Petitioner, the Department of Health and Rehabilitative Services (HRS), brings this cause as a petition for writ of certiorari on behalf of Wende L. Peterson, mother of two minor children for whom child support is being sought by a complaint filed in Broward Circuit Court pursuant to the Uniform Reciprocal Enforcement of Support Act (URESA), chapter 88, Florida Statutes (1991). HRS challenges an order denying its motion to dismiss a counterpetition for dissolution of marriage filed in response to the URESA complaint, by Jon C. Peterson, the father.
We sua sponte redesignate this petition as a petition for writ of prohibition, and therefore restyle the caption to strike Jon C. Peterson and substitute the Hon. C. Lavon Ward as proper party respondent. We grant the petition for writ of prohibition, quash the trial court order denying petitioner’s motion to dismiss and preclude further proceedings in the trial court seeking dissolution of marriage, for reasons which follow.
Section 88.291, Florida Statutes (1991) provides:
Participation in any proceeding under this act [URESA] does not confer jurisdiction upon any court over any of the parties thereto in any other proceeding.
In Scales v. Scales, 469 So.2d 855 (Fla. 4th DCA 1985), rev. denied, 482 So.2d 349 (Fla.1986), this court, applying URESA and particularly the section quoted above, concluded that a trial court lacked subject matter jurisdiction over a former husband’s suit against his former wife alleging that *501her prior URESA suit for support had been based on false statements. Similarly, in Gibson v. Gibson, 536 So.2d 1139 (Fla. 3d DCA 1988), the third district held that a wife’s participation in a URESA proceeding did not confer on the trial court subject matter jurisdiction to hear a counterpetition to modify a foreign divorce judgment. See also Helmick v. Helmick, 436 So.2d 1122 (Fla. 5th DCA 1983).
These decisions acknowledged the public policy behind application of URESA as an effective means of enforcing support obligations, without requiring the initiating party to appear in foreign jurisdictions to defend other actions brought by the other spouse. URESA was perceived as intended to narrow the scope of the foreign jurisdiction’s authority to the support issues involved. Scales v. Scales, 469 So.2d at 857-858.
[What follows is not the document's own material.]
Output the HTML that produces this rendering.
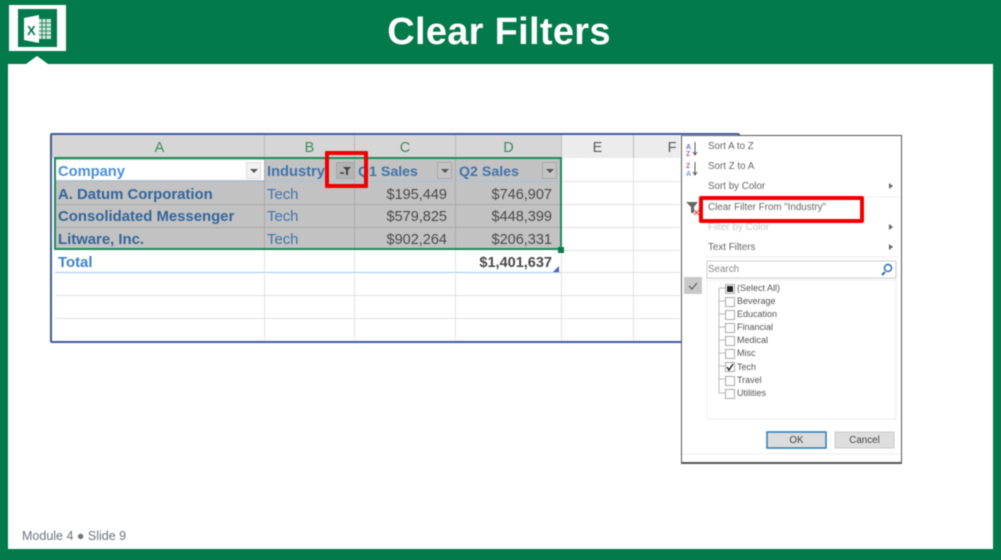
<!DOCTYPE html>
<html><head><meta charset="utf-8">
<style>
html,body{margin:0;padding:0;width:1001px;height:560px;overflow:hidden;background:#037a4b;font-family:"Liberation Sans",sans-serif}
#g,#m{filter:blur(.55px)}
#g div,#g span,#m div{position:absolute;white-space:nowrap}
.a{position:absolute}
.t{color:#3f74ab;font-weight:bold;font-size:14.9px;line-height:22px}
.n{color:#4a4a4a;font-size:14.5px;line-height:22px;text-align:right}
.h{color:#5a5a5a;font-size:14.5px;line-height:22px;text-align:center;top:137px}
.dd{width:15px;height:17px;background:#c4c4c4;border:1px solid #aaa;box-sizing:border-box}
.dd:after{content:"";position:absolute;left:3px;top:6px;border:4px solid transparent;border-top:4px solid #555;border-bottom:0}
.hl{height:1px;background:#e2e2e2;left:55px;width:625px}
.vl{width:1px;background:#e2e2e2;top:158px;height:182px}
.mi{font-size:9.8px;color:#666;left:708px;line-height:12px}
.cb{left:725px;width:8px;height:8px;border:1px solid #aaa;background:#fff}
.cl{left:737px;font-size:9px;color:#555;line-height:12px}
</style></head><body>
<div id="g">
<div style="left:-5px;top:-5px;width:1011px;height:570px;background:#037a4b"></div>
<div style="left:8px;top:64px;width:985px;height:485px;background:#fff"></div>
<div style="left:9px;top:5px;width:57px;height:46px;background:#fff"></div>
<div style="left:18px;top:9px;width:39px;height:38px;background:#037a4b"></div>
<svg class="a" style="left:0;top:0" width="70" height="70">
<path d="M24 18L39 15V43L24 40Z" fill="#fff"/><path d="M39 19H51V39H39Z" fill="#cfe6da"/>
<path d="M42 19V39M46 19V39M39 23H51M39 27H51M39 31H51M39 35H51" stroke="#037a4b" stroke-width=".8"/>
<text x="27" y="35" font-family="Liberation Sans" font-weight="bold" font-size="13" fill="#037a4b">X</text>
<path d="M26 64L37 56L48 64Z" fill="#fff"/></svg>
<div style="left:0;width:998px;top:9px;text-align:center;color:#fff;font-weight:bold;font-size:38px;line-height:46px;letter-spacing:.3px">Clear Filters</div>

<div style="left:50px;top:133px;width:690px;height:210px;border:2px solid #3f5a9c;border-radius:2px;box-sizing:border-box"></div>
<div style="left:52px;top:135px;width:628px;height:23px;background:#d6d6d6"></div>
<div style="left:562px;top:135px;width:118px;height:23px;background:#ececec"></div>
<div style="left:55px;top:158px;width:506px;height:92px;background:#c2c2c2"></div>
<div style="left:56px;top:160px;width:208px;height:20px;background:#fff"></div>
<div class="hl" style="top:204px;background:#aaa;width:506px"></div><div class="hl" style="top:227px;background:#aaa;width:506px"></div>
<div class="hl" style="top:181px;left:562px;width:118px"></div><div class="hl" style="top:204px;left:562px;width:118px"></div><div class="hl" style="top:227px;left:562px;width:118px"></div><div class="hl" style="top:250px;left:562px;width:118px"></div>
<div class="hl" style="top:272px"></div><div class="hl" style="top:295px"></div><div class="hl" style="top:318px"></div>
<div style="left:55px;top:272px;width:506px;height:1px;background:#a5c8ea"></div>
<div style="left:55px;top:181px;width:506px;height:1px;background:#a9bfd6"></div>
<div class="vl" style="left:264px;top:250px;height:90px"></div><div class="vl" style="left:354px;top:250px;height:90px"></div><div class="vl" style="left:455px;top:250px;height:90px"></div><div class="vl" style="left:561px"></div><div class="vl" style="left:633px"></div>
<div class="vl" style="left:264px;height:92px;background:#aaa"></div><div class="vl" style="left:354px;height:92px;background:#aaa"></div><div class="vl" style="left:455px;height:92px;background:#aaa"></div>
<div class="vl" style="left:264px;top:135px;height:23px;background:#bbb"></div><div class="vl" style="left:354px;top:135px;height:23px;background:#bbb"></div><div class="vl" style="left:455px;top:135px;height:23px;background:#bbb"></div><div class="vl" style="left:561px;top:135px;height:23px;background:#bbb"></div><div class="vl" style="left:633px;top:135px;height:23px;background:#bbb"></div>

<div class="h" style="left:55px;width:209px;color:#3f8a62">A</div><div class="h" style="left:265px;width:89px;color:#3f8a62">B</div><div class="h" style="left:355px;width:100px;color:#3f8a62">C</div><div class="h" style="left:456px;width:105px;color:#3f8a62">D</div><div class="h" style="left:562px;width:71px">E</div><div class="h" style="left:634px;width:76px">F</div>

<div class="t" style="left:58px;top:161px;color:#4a90d6;font-size:14.7px">Company</div><div class="t" style="left:267px;top:161px;font-size:14.7px">Industry</div><div class="t" style="left:358px;top:161px;font-size:14.2px">Q1 Sales</div><div class="t" style="left:459px;top:161px;font-size:14.2px">Q2 Sales</div>
<div class="t" style="left:58px;top:184px;color:#33659b">A. Datum Corporation</div><div class="t" style="left:58px;top:206px;color:#33659b">Consolidated Messenger</div><div class="t" style="left:58px;top:229px;color:#33659b">Litware, Inc.</div><div class="t" style="left:58px;top:252px;color:#3d83cc">Total</div>
<div class="t" style="left:267px;top:184px;font-weight:normal">Tech</div><div class="t" style="left:267px;top:206px;font-weight:normal">Tech</div><div class="t" style="left:267px;top:229px;font-weight:normal">Tech</div>
<div class="n" style="left:355px;width:92px;top:184px">$195,449</div><div class="n" style="left:355px;width:92px;top:206px">$579,825</div><div class="n" style="left:355px;width:92px;top:229px">$902,264</div>
<div class="n" style="left:456px;width:96px;top:184px">$746,907</div><div class="n" style="left:456px;width:96px;top:206px">$448,399</div><div class="n" style="left:456px;width:96px;top:229px">$206,331</div>
<div class="n" style="left:456px;width:96px;top:252px;font-weight:bold">$1,401,637</div>
<div class="dd" style="left:246px;top:162px;background:#f2f2f2;border-color:#ddd"></div><div class="dd" style="left:437px;top:162px"></div><div class="dd" style="left:542px;top:162px"></div>
<div style="left:336px;top:162px;width:19px;height:17px;background:#b4b4b4;border:1px solid #a5a5a5;box-sizing:border-box"></div>
<svg class="a" style="left:336px;top:162px" width="19" height="17"><path d="M7 5H15L12 8V13H10V8Z" fill="#444"/><path d="M4 11H8" stroke="#444" stroke-width="1.5"/></svg>

<div style="left:54px;top:157px;width:508px;height:93px;border:2px solid #1f8a5a;box-sizing:border-box"></div>
<div style="left:558px;top:247px;width:6px;height:6px;background:#0d7a4c"></div>
<svg class="a" style="left:553px;top:266px" width="8" height="7"><path d="M0 6L6 0V6Z" fill="#4a5fc0"/></svg>
<div style="left:325px;top:151px;width:43px;height:37px;border:4px solid #f00000;box-sizing:border-box;border-radius:1px"></div>
<div style="left:22px;top:528px;font-size:12.5px;line-height:16px;color:#6f7480">Module 4 ● Slide 9</div>
</div>

<div id="m">
<div style="left:681px;top:135px;width:221px;height:329px;background:#fff;border:1px solid #555;border-bottom-width:2px;box-sizing:border-box;position:absolute"></div>
<div class="mi" style="top:141px">Sort A to Z</div>
<div class="mi" style="top:161px">Sort Z to A</div>
<div class="mi" style="top:181px">Sort by Color</div>
<div class="mi" style="top:202px">Clear Filter From "Industry"</div>
<div class="mi" style="top:222px;color:#c9c9c9">Filter by Color</div>
<div class="mi" style="top:242px">Text Filters</div>
<svg style="position:absolute;left:681px;top:135px" width="221" height="329">
<text x="5" y="14" font-size="7" fill="#6a6ac8" font-family="Liberation Sans" font-weight="bold">A</text><text x="5" y="21" font-size="7" fill="#b060b0" font-family="Liberation Sans" font-weight="bold">Z</text><path d="M14 7V19M12 17L14 20L16 17" stroke="#555" fill="none"/>
<text x="5" y="33" font-size="7" fill="#b060b0" font-family="Liberation Sans" font-weight="bold">Z</text><text x="5" y="41" font-size="7" fill="#6a9ad8" font-family="Liberation Sans" font-weight="bold">A</text><path d="M14 27V39M12 37L14 40L16 37" stroke="#555" fill="none"/>
<path d="M5 67H17L13 72V78H10V72Z" fill="#666"/><path d="M13 75L18 80M18 75L13 80" stroke="#e04040" stroke-width="1"/>
<path d="M208 48L212 51L208 54ZM208 89L212 92L208 95Z M208 109L212 112L208 115Z" fill="#666"/>
<path d="M24 62H218M24 122H218" stroke="#eee"/>
<rect x="26" y="126" width="189" height="17" fill="#fff" stroke="#ccc"/>
<circle cx="207" cy="133" r="3.5" fill="none" stroke="#2a6fb5" stroke-width="1.5"/><path d="M204 137L201 140" stroke="#2a6fb5" stroke-width="2"/>
<rect x="3" y="142" width="18" height="17" fill="#c8c8c8"/><path d="M8 151L11 154L16 148" stroke="#666" fill="none" stroke-width="1.3"/>
<rect x="26" y="145" width="189" height="139" fill="#fff" stroke="#eee"/>
<path d="M38 153V258M38 153H44M38 166H44M38 179H44M38 192H44M38 205H44M38 218H44M38 231H44M38 244H44M38 258H44" stroke="#bbb" fill="none"/>
<rect x="86" y="297" width="59" height="16" fill="#dcdcdc" stroke="#2a7ab8" stroke-width="1.5"/>
<rect x="154" y="297" width="59" height="16" fill="#dedede" stroke="#ccc"/>
<path d="M1 319H219" stroke="#eee"/>
</svg>
<div class="cb" style="top:284px;background:#fff"></div><div style="left:727px;top:286px;width:6px;height:6px;background:#222"></div>
<div class="cb" style="top:297px"></div><div class="cb" style="top:310px"></div><div class="cb" style="top:323px"></div><div class="cb" style="top:336px"></div><div class="cb" style="top:349px"></div><div class="cb" style="top:362px"></div><div class="cb" style="top:376px"></div><div class="cb" style="top:389px"></div>
<svg style="position:absolute;left:725px;top:362px" width="10" height="10"><path d="M2 5L4 8L8 2" stroke="#222" fill="none" stroke-width="1.4"/></svg>
<div class="cl" style="top:282px">(Select All)</div><div class="cl" style="top:295px">Beverage</div><div class="cl" style="top:308px">Education</div><div class="cl" style="top:321px">Financial</div><div class="cl" style="top:334px">Medical</div><div class="cl" style="top:347px">Misc</div><div class="cl" style="top:361px">Tech</div><div class="cl" style="top:374px">Travel</div><div class="cl" style="top:387px">Utilities</div>
<div class="mi" style="left:708px;top:264px;color:#888">Search</div>
<div class="mi" style="left:767px;width:59px;text-align:center;top:435px;color:#444">OK</div>
<div class="mi" style="left:835px;width:59px;text-align:center;top:435px;color:#444">Cancel</div>
<div style="left:699px;top:196px;width:165px;height:27px;border:4px solid #f00000;box-sizing:border-box;border-radius:2px;position:absolute"></div>
</div>
</body></html>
For these reasons, we conclude that the trial court in this case lacks subject matter jurisdiction to entertain the father’s coun-terpetition for dissolution of marriage. We grant the petition for writ of prohibition, quash the trial court order denying the motion to dismiss the counterpetition, and withhold actual issuance of the writ on the assumption that the trial court will follow the mandate of this court and bar further dissolution proceedings prohibited by section 88.291, Florida Statutes (1991).
STONE, POLEN and GARRETT, JJ., concur.